Designs, Copyright & Patents

Designs, Copyright & Patents


An important and significantly under utilised area of intellectual property protection are registered and unregistered designs.

Design rights can cover a wide range of items including not only three dimensional objects such as furniture, packaging and equipment, but also textile designs, clothing, logos, sculptures and all sorts of other product designs.

Unlike patents that cover inventions and processes, design rights are all about the shape or appearance of something.

Like trademarks, there are some limited legal protections available for unregistered designs, but registration ensures that designs enjoy the best possible protection.

Unregistered designs in the UK benefit from the following protections provided they are new and original at the time of creation. UK unregistered designs can enjoy protection over the shape of products, but not the surface decoration. This type of protection can last for up to 15 years from the time the design is created, but only protects against copying and does not cover designs that are independently created.

Registered Designs can currently be registered under either just the UK registered design scheme, or as a Registered Community Design to cover all EU member states including the UK. Once a design is registered it can provide the owner with protection for up to 25 years, subject to renewal every five years.

We can assist with the registration, licensing and enforcement of design rights, and are happy to discuss any questions that you might have.


Of all the different types of intellectual property rights, probably the most crucial for modern businesses is copyright. It covers not just the written word and images, but software, music, films, audio recordings, website content, brochures, manuals and artistic work of all kinds.

Unlike other types of intellectual property that require some sort of official registration in order to gain protection, in the UK copyright arises automatically whenever an original work is created that falls within the scope of copyright law.

Normally copyright will belong to the creator of the relevant work, but that is not always the case and it is important when a business is commissioning or being commissioned to create a copyright work to clarify with the other party who will own the copyright. For example, work that is created by an employee will usually belong to their employer, whilst work created by a contractor or consultant will usually not. Copyright may also be shared amongst two or more people when a group of people work collaboratively, which can make exploiting individual rights complex.

Although copyright provides a very broad and powerful level of protection, there are certain areas that it does not cover. Most notably, copyright provides protection for the way in which an idea or artistic work is expressed, but does not protect the idea itself. The protection of commercial ideas is where patents come in. Likewise, copyright is not the means by which to protect business names. That is the domain of registered trademarks, which is the means by which the exclusive protection of a name or brand can be secured.

The period of time that copyright protection lasts for depends on the type of work involved. Literary, musical, dramatic, and artistic works are protected for 70 years from the end of an author’s lifetime. Sound, film and broadcast recordings are protected for 50 years, and typographical arrangements are protected for 25 years.

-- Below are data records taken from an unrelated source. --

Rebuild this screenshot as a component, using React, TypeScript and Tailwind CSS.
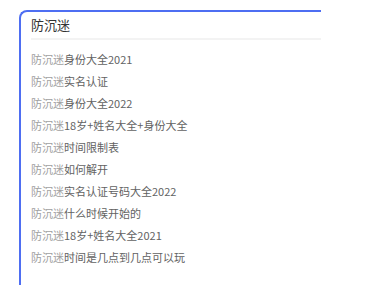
import React from "react";

const items: [string, string][] = [
  ["防沉迷", "身份大全2021"],
  ["防沉迷", "实名认证"],
  ["防沉迷", "身份大全2022"],
  ["防沉迷", "18岁+姓名大全+身份大全"],
  ["防沉迷", "时间限制表"],
  ["防沉迷", "如何解开"],
  ["防沉迷", "实名认证号码大全2022"],
  ["防沉迷", "什么时候开始的"],
  ["防沉迷", "18岁+姓名大全2021"],
  ["防沉迷", "时间是几点到几点可以玩"],
];

export default function App() {
  return (
    <div
      className="w-[381px] h-[296px] bg-white pt-[10px] pl-[19px] overflow-hidden"
      style={{ fontFamily: '"Microsoft YaHei", "Noto Sans CJK SC", sans-serif' }}
    >
      <div className="w-[302px] h-[275px] overflow-hidden">
        <div className="w-[360px] h-[300px] border-t-2 border-l-2 border-solid border-[#4e6ef2] rounded-tl-[8px] pl-[10px]">
          <div className="h-[28px] flex items-center border-b-2 border-[#f3f3f3] text-[13px] text-[#333]">
            防沉迷
          </div>
          <div className="pt-[8px]">
            {items.map(([a, b], i) => (
              <div key={i} className="h-[22px] leading-[22px] text-[11px] whitespace-nowrap">
                <span className="text-[#a0a0a0]">{a}</span>
                <span className="text-[#626262]">{b}</span>
              </div>
            ))}
          </div>
        </div>
      </div>
    </div>
  );
}
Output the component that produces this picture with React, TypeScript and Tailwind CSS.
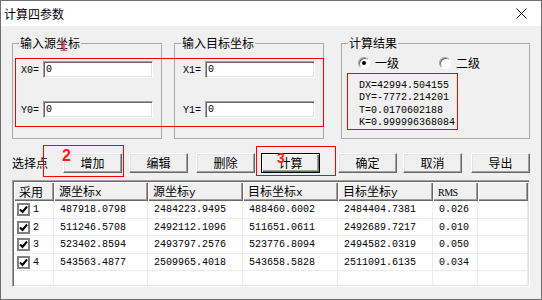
import React from "react";

const CJK = "font-['Noto_Sans_CJK_SC','Noto_Sans',sans-serif] text-[12px] leading-[14px]";
const MONO = "font-['Liberation_Mono','Noto_Sans_CJK_SC',monospace] text-[10px]";

function Btn({ label, ml, def }: { label: string; ml: string; def?: boolean }) {
  return (
    <div
      className={`${ml} w-[59px] h-[20px] flex items-center justify-center bg-[#f0f0f0] border ${
        def
          ? "border-black shadow-[inset_1px_1px_#fff,inset_-1px_-1px_#696969,inset_-2px_-2px_#a0a0a0]"
          : "border-t-white border-l-white border-b-[#696969] border-r-[#696969] shadow-[inset_-1px_-1px_#a0a0a0,inset_1px_1px_#e3e3e3]"
      } ${CJK} text-black`}
    >
      {label}
    </div>
  );
}

function Input({ value }: { value: string }) {
  return (
    <div className="w-[110px] h-[17px] bg-white border border-t-[#a0a0a0] border-l-[#a0a0a0] border-b-white border-r-white shadow-[inset_1px_1px_#696969,inset_-1px_-1px_#e3e3e3] flex items-center pl-[2px]">
      <span className={`${MONO} leading-[12px] text-black`}>{value}</span>
    </div>
  );
}

function Group({
  title,
  w,
  ml,
  children,
}: {
  title: string;
  w: string;
  ml?: string;
  children: React.ReactNode;
}) {
  return (
    <div className={`relative ${w} ${ml ?? ""} h-[96px] border border-[#a9a9a9]`}>
      <span className={`absolute left-[6px] top-[-8px] px-[1px] bg-[#f0f0f0] ${CJK} text-black`}>{title}</span>
      {children}
    </div>
  );
}

function CoordRow({ label, mt }: { label: string; mt?: string }) {
  return (
    <div className={`flex items-center ${mt ?? ""}`}>
      <span className={`w-[22px] ${MONO} leading-[12px] text-black pt-[3px]`}>{label}</span>
      <Input value="0" />
    </div>
  );
}

function Radio({ on, label }: { on?: boolean; label: string }) {
  return (
    <div className="w-[81px] flex items-center">
      <div className="w-[12px] h-[12px] rounded-full bg-white border border-t-[#a0a0a0] border-l-[#a0a0a0] border-b-white border-r-white shadow-[inset_1px_1px_#696969] flex items-center justify-center">
        {on && <div className="w-[4px] h-[4px] rounded-full bg-black" />}
      </div>
      <span className={`ml-[5px] ${CJK} text-black`}>{label}</span>
    </div>
  );
}

function Check() {
  return (
    <div className="w-[13px] h-[13px] bg-white border-2 border-[#808080] flex items-center justify-center">
      <svg width="9" height="9" viewBox="0 0 9 9">
        <path d="M1 4.5 L3.5 7 L8 1.5" stroke="#000" strokeWidth="2" fill="none" />
      </svg>
    </div>
  );
}

const cols = ["w-[40px]", "w-[94px]", "w-[95px]", "w-[95px]", "w-[95px]", "w-[45px]", "flex-1"];

const rows = [
  ["1", "487918.0798", "2484223.9495", "488460.6002", "2484404.7381", "0.026"],
  ["2", "511246.5708", "2492112.1096", "511651.0611", "2492689.7217", "0.010"],
  ["3", "523402.8594", "2493797.2576", "523776.8094", "2494582.0319", "0.050"],
  ["4", "543563.4877", "2509965.4018", "543658.5828", "2511091.6135", "0.034"],
];

function HeadCell({ w, children }: { w: string; children?: React.ReactNode }) {
  return (
    <div className={`${w} h-full flex items-center pl-[5px] bg-[#f0f0f0] shadow-[inset_1px_1px_#fff,inset_-1px_-1px_#696969,inset_-2px_-2px_#a0a0a0] text-black`}>
      <span className="leading-[14px] whitespace-nowrap">{children}</span>
    </div>
  );
}

function H({ cjk, latin }: { cjk: string; latin: string }) {
  return (
    <>
      <span className="font-['Noto_Sans_CJK_SC',sans-serif] text-[12px]">{cjk}</span>
      <span className="font-['Liberation_Mono',monospace] text-[11px]">{latin}</span>
    </>
  );
}

export default function App() {
  return (
    <div className="w-[542px] h-[300px] relative overflow-hidden border border-[#6f6f6f] bg-[#f0f0f0] flex flex-col">
      {/* title bar */}
      <div className="h-[25px] bg-white flex items-center justify-between pl-[3px] pr-[14px]">
        <span className={`${CJK} text-black`}>计算四参数</span>
        <svg width="11" height="11" viewBox="0 0 11 11">
          <path d="M0.5 0.5 L10.5 10.5 M10.5 0.5 L0.5 10.5" stroke="#000" strokeWidth="1" />
        </svg>
      </div>

      {/* body */}
      <div className="flex-1 flex flex-col px-[11px]">
        <div className="mt-[17px] flex">
          <Group title="输入源坐标" w="w-[150px]">
            <div className="pl-[8px] pt-[17px] flex flex-col">
              <CoordRow label="X0=" />
              <CoordRow label="Y0=" mt="mt-[23px]" />
            </div>
          </Group>
          <Group title="输入目标坐标" w="w-[150px]" ml="ml-[12px]">
            <div className="pl-[8px] pt-[17px] flex flex-col">
              <CoordRow label="X1=" />
              <CoordRow label="Y1=" mt="mt-[23px]" />
            </div>
          </Group>
          <Group title="计算结果" w="w-[189px]" ml="ml-[17px]">
            <div className="pl-[16px] pt-[12px] flex flex-col">
              <div className="flex">
                <Radio on label="一级" />
                <Radio label="二级" />
              </div>
              <div className={`mt-[10px] pl-[1px] ${MONO} leading-[12.4px] text-black whitespace-pre`}>
                <div>DX=42994.504155</div>
                <div>DY=-7772.214201</div>
                <div>T=0.0170602188</div>
                <div>K=0.999996368084</div>
              </div>
            </div>
          </Group>
        </div>

        {/* button row */}
        <div className="mt-[14px] h-[20px] flex items-center">
          <span className={`w-[51px] ${CJK} text-black`}>选择点</span>
          <Btn label="增加" ml="ml-0" />
          <Btn label="编辑" ml="ml-[7px]" />
          <Btn label="删除" ml="ml-[8px]" />
          <Btn label="计算" ml="ml-[6px]" def />
          <Btn label="确定" ml="ml-[18px]" />
          <Btn label="取消" ml="ml-[6px]" />
          <Btn label="导出" ml="ml-[9px]" />
        </div>

        {/* list */}
        <div className="mt-[7px] w-[518px] h-[107px] bg-white border border-t-[#a0a0a0] border-l-[#a0a0a0] border-b-white border-r-white shadow-[inset_1px_1px_#696969,inset_-1px_-1px_#e3e3e3] p-[1px] flex flex-col overflow-hidden">
          <div className="h-[19px] flex shrink-0">
            <HeadCell w={cols[0]}><span className="font-['Noto_Sans_CJK_SC',sans-serif] text-[12px]">采用</span></HeadCell>
            <HeadCell w={cols[1]}><H cjk="源坐标" latin="x" /></HeadCell>
            <HeadCell w={cols[2]}><H cjk="源坐标" latin="y" /></HeadCell>
            <HeadCell w={cols[3]}><H cjk="目标坐标" latin="x" /></HeadCell>
            <HeadCell w={cols[4]}><H cjk="目标坐标" latin="y" /></HeadCell>
            <HeadCell w={cols[5]}><span className="font-['Liberation_Serif',serif] text-[10px] tracking-[-0.5px]">RMS</span></HeadCell>
            <HeadCell w={cols[6]} />
          </div>
          {[...rows, null].map((r, i) => (
            <div key={i} className={`${i % 2 === 0 ? "h-[18px]" : "h-[17px]"} flex shrink-0`}>
              {cols.map((c, j) => (
                <div
                  key={j}
                  className={`${c} h-full border-r border-b border-[#ececec] flex items-center ${
                    j === 0 ? "pl-[3px]" : "pl-[6px]"
                  } ${MONO} text-black`}
                >
                  {r && j === 0 && (
                    <>
                      <Check />
                      <span className="ml-[3px]">{r[0]}</span>
                    </>
                  )}
                  {r && j > 0 && j < 6 && r[j]}
                </div>
              ))}
            </div>
          ))}
        </div>
      </div>

      {/* red annotations drawn on the screenshot */}
      <div className="absolute left-[14px] top-[57px] w-[309px] h-[69px] border border-[#ff0000]" />
      <div className="absolute left-[346px] top-[72px] w-[111px] h-[57px] border border-[#ff0000]" />
      <div className="absolute left-[42px] top-[144px] w-[81px] h-[32px] border border-[#ff0000]" />
      <div className="absolute left-[255px] top-[145px] w-[80px] h-[30px] border border-[#ff0000]" />
      <span className="absolute left-[59px] top-[38px] font-['Liberation_Sans',sans-serif] font-bold text-[13px] leading-[16px] text-[#ff4060]">1</span>
      <span className="absolute left-[61px] top-[146px] font-['Liberation_Sans',sans-serif] font-bold text-[16px] leading-[18px] text-[#ff1a1a]">2</span>
      <span className="absolute left-[276px] top-[149px] font-['Liberation_Sans',sans-serif] font-bold text-[14px] leading-[16px] text-[#ff1a1a]">3</span>
    </div>
  );
}
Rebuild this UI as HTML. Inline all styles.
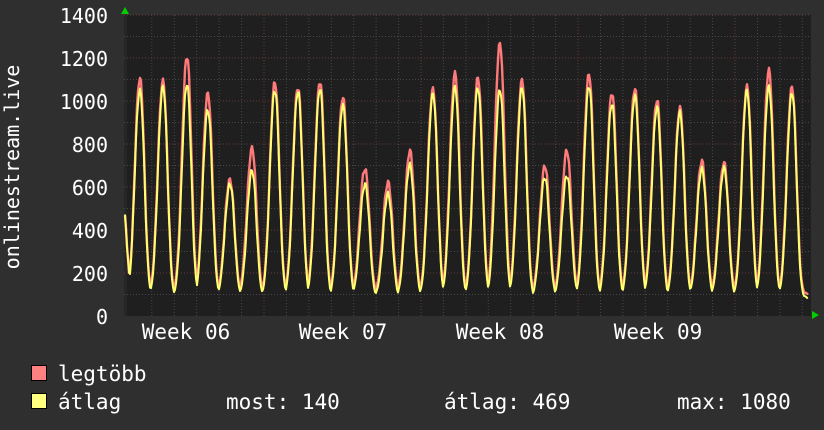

Since copyright gives the owner certain exclusive legal rights to exploit a creative work, those rights are capable of being licensed to third parties that wish to use them, and can also be infringed as a result of unauthorised use. Especially in the internet age, properly licensing copyright, and dealing with copyright infringement are important issues for any business, and we are able to guide you through all of the issues, and help take a commercial and pragmatic approach to issues of copyright licensing and infringement.

Often authors will wish to establish their rights of creation by depositing a manuscript or copy of a work with us so they can prove their rights as creator if this is challenged in the future, and this is a service we can offer. It is also good practice to place on any copyright work the © symbol accompanied by the name of the creator and the year of creation, although this is not strictly necessary.


Patents are the most complex area of intellectual property protection, and patent registration can be a time consuming and costly process, making it essential to obtain good advice from the outset.

A patent gives the owner the right to exclusively use an invention, and license or prevent others from doing so in a country in which a patent is registered.

Patent rights can last for up to 20 years, but it can take many years to register a patent.

As with other forms of registered intellectual property, patents can be registered in a single country or across multiple countries depending on the requirements of the owner.

Patents must embody an idea that has not previously been known, and must be capable of industrial application. Patents must therefore be capable of working, and one cannot register a patent for a fanciful idea such as time travel – unless of course you really have worked out how to do it.

We work closely with patent agents around the world to register and enforce patents both nationally and internationally.